Profeta disprezzato




Marco 6,1-6

In quel tempo, Gesù venne nella sua patria e i suoi discepoli lo seguirono.
Giunto il sabato, si mise a insegnare nella sinagoga. 
E molti, ascoltando, rimanevano stupiti e dicevano: 
«Da dove gli vengono queste cose? 
E che sapienza è quella che gli è stata data? 
E i prodigi come quelli compiuti dalle sue mani? 
Non è costui il falegname, il figlio di Maria, il fratello di Giacomo, 
di Ioses, di Giuda e di Simone? 
E le sue sorelle, non stanno qui da noi?». 
Ed era per loro motivo di scandalo.
Ma Gesù disse loro: «Un profeta non è disprezzato se non nella sua patria, 
tra i suoi parenti e in casa sua». 
E lì non poteva compiere nessun prodigio, 
ma solo impose le mani a pochi malati e li guarì. 
E si meravigliava della loro incredulità.
Gesù percorreva i villaggi d'intorno, insegnando.


È una pagina triste del Vangelo, questa; un momento grigio della vita di Gesù. Potremmo definirlo un suo fallimento... Proprio nella sua città, tra coloro che lo conoscono e dovrebbero capirlo al volo, si sente un estraneo, come un pesce fuor d’acqua. 

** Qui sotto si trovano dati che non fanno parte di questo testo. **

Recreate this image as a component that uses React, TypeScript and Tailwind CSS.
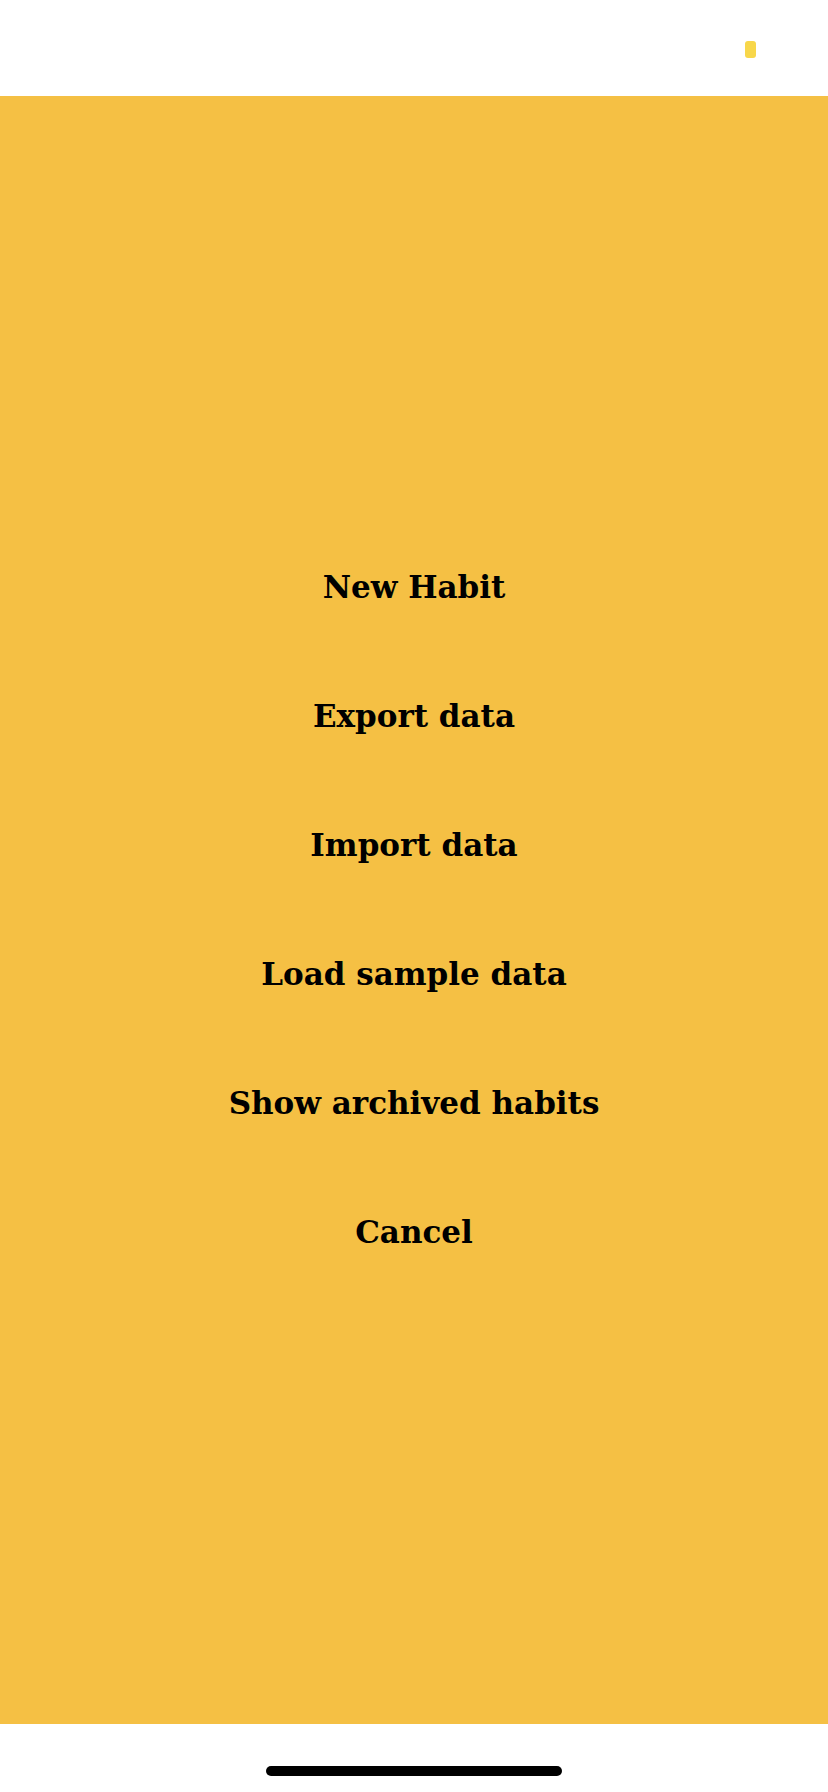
import React from 'react';

const items = [
  'New Habit',
  'Export data',
  'Import data',
  'Load sample data',
  'Show archived habits',
  'Cancel',
];

const App: React.FC = () => {
  return (
    <div className="flex h-[1792px] w-[828px] flex-col bg-white">
      <div className="flex h-[96px] shrink-0 justify-end bg-white pr-[72px] pt-[41px]">
        <div className="h-[17px] w-[11px] rounded-[3px] bg-[#f8d74a]" />
      </div>
      <div className="flex flex-1 flex-col items-center justify-center bg-[#f5c044]">
        {items.map((item) => (
          <button
            key={item}
            className="flex h-[129px] items-center justify-center text-[31px] font-bold text-black"
            style={{ fontFamily: '"DejaVu Serif", serif' }}
          >
            {item}
          </button>
        ))}
      </div>
      <div className="flex h-[68px] shrink-0 justify-center bg-white pt-[42px]">
        <div className="h-[10px] w-[296px] rounded-full bg-black" />
      </div>
    </div>
  );
};

export default App;
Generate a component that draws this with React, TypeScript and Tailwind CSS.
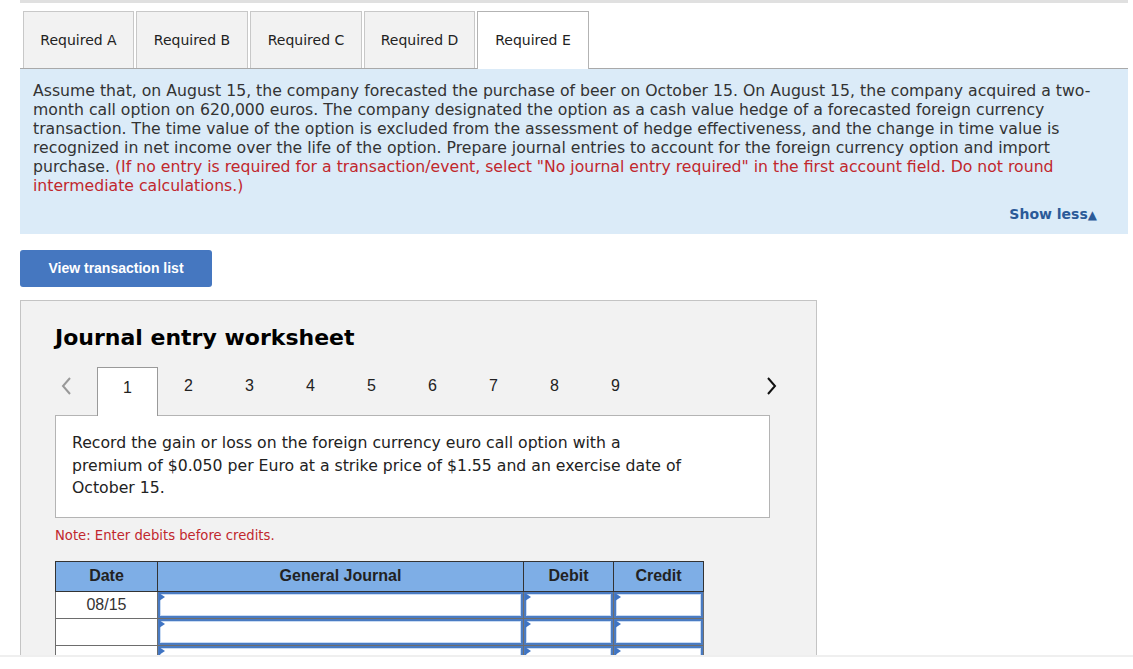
import React from "react";

const V = { fontFamily: '"DejaVu Sans", Verdana, sans-serif' };
const A = { fontFamily: '"Liberation Sans", Arial, sans-serif' };

function Tab({ label, active, w }: { label: string; active?: boolean; w: string }) {
  return (
    <div
      className={
        (active
          ? "h-[58px] bg-white border border-[#b3b3b3] border-b-0 relative z-10 -mb-px "
          : "h-[57px] bg-[#f2f2f2] border border-[#c8c8c8] border-b-0 ") +
        "flex items-center justify-center text-[14px] text-[#222] " +
        w
      }
      style={V}
    >
      {label}
    </div>
  );
}

function InputCell() {
  return (
    <td className="p-0 border border-[#6d6d6d]">
      <div className="h-[26px] bg-[#4a7bc2] p-[2px] relative">
        <div className="h-full bg-white border border-[#c9dbf3]"></div>
        <svg className="absolute left-[1px] top-[1px]" width="6" height="8" viewBox="0 0 6 8">
          <polygon points="0,0 6,4 0,8" fill="#3f74c3" />
        </svg>
      </div>
    </td>
  );
}

export default function App() {
  return (
    <div className="w-[1133px] h-[669px] bg-white overflow-hidden relative">
      <div className="pl-[20px] w-[1128px]">
        <div className="h-[3px] bg-[#e0e0e0]"></div>
        <div className="mt-[8px] flex items-end gap-[2px] pl-[3px] border-b border-[#a9a9a9] h-[58px]">
          <Tab label="Required A" w="w-[111px]" />
          <Tab label="Required B" w="w-[112px]" />
          <Tab label="Required C" w="w-[112px]" />
          <Tab label="Required D" w="w-[111px]" />
          <Tab label="Required E" w="w-[112px]" active />
        </div>
        <div className="bg-[#dbebf8] h-[165px] pl-[13px] pr-[31px] pt-[12px] relative">
          <p className="text-[15.7px] leading-[19px] text-[#333]" style={V}>
            Assume that, on August 15, the company forecasted the purchase of beer on October 15. On August 15, the company acquired a two-month call option on 620,000 euros. The company designated the option as a cash value hedge of a forecasted foreign currency transaction. The time value of the option is excluded from the assessment of hedge effectiveness, and the change in time value is recognized in net income over the life of the option. Prepare journal entries to account for the foreign currency option and import purchase.{" "}
            <span className="text-[#c1272d]">
              (If no entry is required for a transaction/event, select "No journal entry required" in the first account field. Do not round intermediate calculations.)
            </span>
          </p>
          <div className="absolute right-[31px] top-[135px] text-[14px] font-bold text-[#2b5a98]" style={V}>
            Show less<span className="text-[12px]">▲</span>
          </div>
        </div>

        <button
          className="mt-[16px] w-[192px] h-[37px] bg-[#4577c0] rounded-[3px] text-white text-[14px] font-bold"
          style={A}
        >
          View transaction list
        </button>

        <div className="mt-[13px] w-[797px] h-[400px] bg-[#f2f2f2] border border-[#c4c4c4] pl-[34px]">
          <h2 className="mt-[20px] text-[22px] font-bold text-black" style={V}>
            Journal entry worksheet
          </h2>
          <div className="mt-[12px] flex items-end h-[49px] relative">
            <div className="w-[42px] h-[49px] flex items-center justify-start pl-[6px] pb-[9px]">
              <svg width="12" height="20" viewBox="0 0 12 20">
                <polyline points="9,2 2,10 9,18" fill="none" stroke="#999" strokeWidth="2" />
              </svg>
            </div>
            <div className="w-[61px] h-[49px] bg-white border border-[#9a9a9a] border-b-0 flex items-center justify-center pb-[9px] text-[16px] text-[#222] relative z-10 -mb-px" style={A}>
              1
            </div>
            {["2", "3", "4", "5", "6", "7", "8", "9"].map((n) => (
              <div key={n} className="w-[61px] h-[49px] flex items-center justify-center pb-[9px] text-[16px] text-[#222]" style={A}>
                {n}
              </div>
            ))}
            <div className="absolute left-[710px] top-[0px] h-[49px] flex items-center pb-[9px]">
              <svg width="12" height="20" viewBox="0 0 12 20">
                <polyline points="3,2 10,10 3,18" fill="none" stroke="#111" strokeWidth="2" />
              </svg>
            </div>
          </div>
          <div className="w-[715px] h-[103px] bg-white border border-[#b4b4b4] pl-[16px] pt-[16px]">
            <p className="w-[620px] text-[15.7px] leading-[22.5px] text-[#222]" style={V}>
              Record the gain or loss on the foreign currency euro call option with a premium of $0.050 per Euro at a strike price of $1.55 and an exercise date of October 15.
            </p>
          </div>
          <p className="mt-[8px] text-[13.2px] text-[#c1272d]" style={V}>
            Note: Enter debits before credits.
          </p>
          <table className="mt-[15px] border-collapse" style={A}>
            <thead>
              <tr className="bg-[#7eaee6] h-[30px]">
                <th className="w-[102px] border border-[#333] text-[16px] font-bold text-[#222]">Date</th>
                <th className="w-[366px] border border-[#333] text-[16px] font-bold text-[#222]">General Journal</th>
                <th className="w-[90px] border border-[#333] text-[16px] font-bold text-[#222]">Debit</th>
                <th className="w-[90px] border border-[#333] text-[16px] font-bold text-[#222]">Credit</th>
              </tr>
            </thead>
            <tbody>
              {["08/15", "", ""].map((d, i) => (
                <tr key={i}>
                  <td className="bg-white border border-[#6d6d6d] text-center text-[16px] text-[#333] h-[26px]">{d}</td>
                  <InputCell />
                  <InputCell />
                  <InputCell />
                </tr>
              ))}
            </tbody>
          </table>
        </div>
      </div>
      <div className="absolute left-0 right-0 bottom-0 h-[14px] bg-white border-t-2 border-[#efefef]"></div>
    </div>
  );
}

Legge, nei volti e negli sguardi di chi lo ascolta, solo disprezzo. E rimane colpito dal loro comportamento. Perché tanta incredulità? 

Non sono certo i primi a mostrargli diffidenza e perplessità. Ma in questo caso Gesù avverte che si tratta di un comportamento quasi generalizzato, una sorta di rifiuto collettivo, che scaturisce non da un travaglio interiore personale, ma da un’omologazione.

Quanto accade a Nazaret, infatti, è frutto di pregiudizi, di luoghi comuni, di chiusura mentale. Ma sa tanto anche di invidia, di gelosia, di rivalità... 

Sono tutti stupiti del suo insegnamento, sottolinea l'evangelista Marco. Ma il loro non è uno stupore di ammirazione, di apprezzamento, di compiacimento. È invece uno stupore "scandalizzato", quel sentimento che si prova quando si vorrebbe cancellare anche l'ombra della persona che si ha davanti perché la si giudica sbagliata, inopportuna, fuori luogo.


Può capitare a tutti, quello che è accaduto a Gesù. 

È come sentirsi dire da chi conosci da sempre: “Ti conosco così bene che non mi aspetto niente di buono da te. Credi di essere qualcuno, ma sei una nullità. È inutile che aspiri ad alti traguardi! Resterai sempre una persona mediocre, una persona qualunque...”.

Sono tanti quelli sempre pronti a tarpare le ali a chi vorrebbe volare, a disprezzare ogni iniziativa di creatività, ogni intuizione che esce fuori dal coro.

Gesù però non si fa intimidire, non cade nel tranello della demoralizzazione, ma tiene alta la testa e prosegue per la sua strada, tenendo fisso lo sguardo sul progetto che il Padre gli ha affidato.

Non tutti meritano il dono della sua presenza e la sollecitudine delle sue attenzioni. Nella sua città si astiene dal compiere miracoli: sarebbero grazia sprecata! 

Se il cuore è duro, arcigno, insensibile, e non è disposto a nutrire neanche un solo briciolo di fede, su quale terreno cadrebbe la grazia di Dio? 


È la fede che salva, dice spesso Gesù nel Vangelo. E ogni volta che la scorge nei suoi interlocutori, non esita a riempirla della sua tenerezza.

Anche qui, infatti, nonostante tutto, guarirà alcuni malati nei quali avrà colto un’attesa, una speranza, una richiesta di aiuto.

Basta davvero poco per attirare il suo sguardo e ricevere il dono della sua salvezza.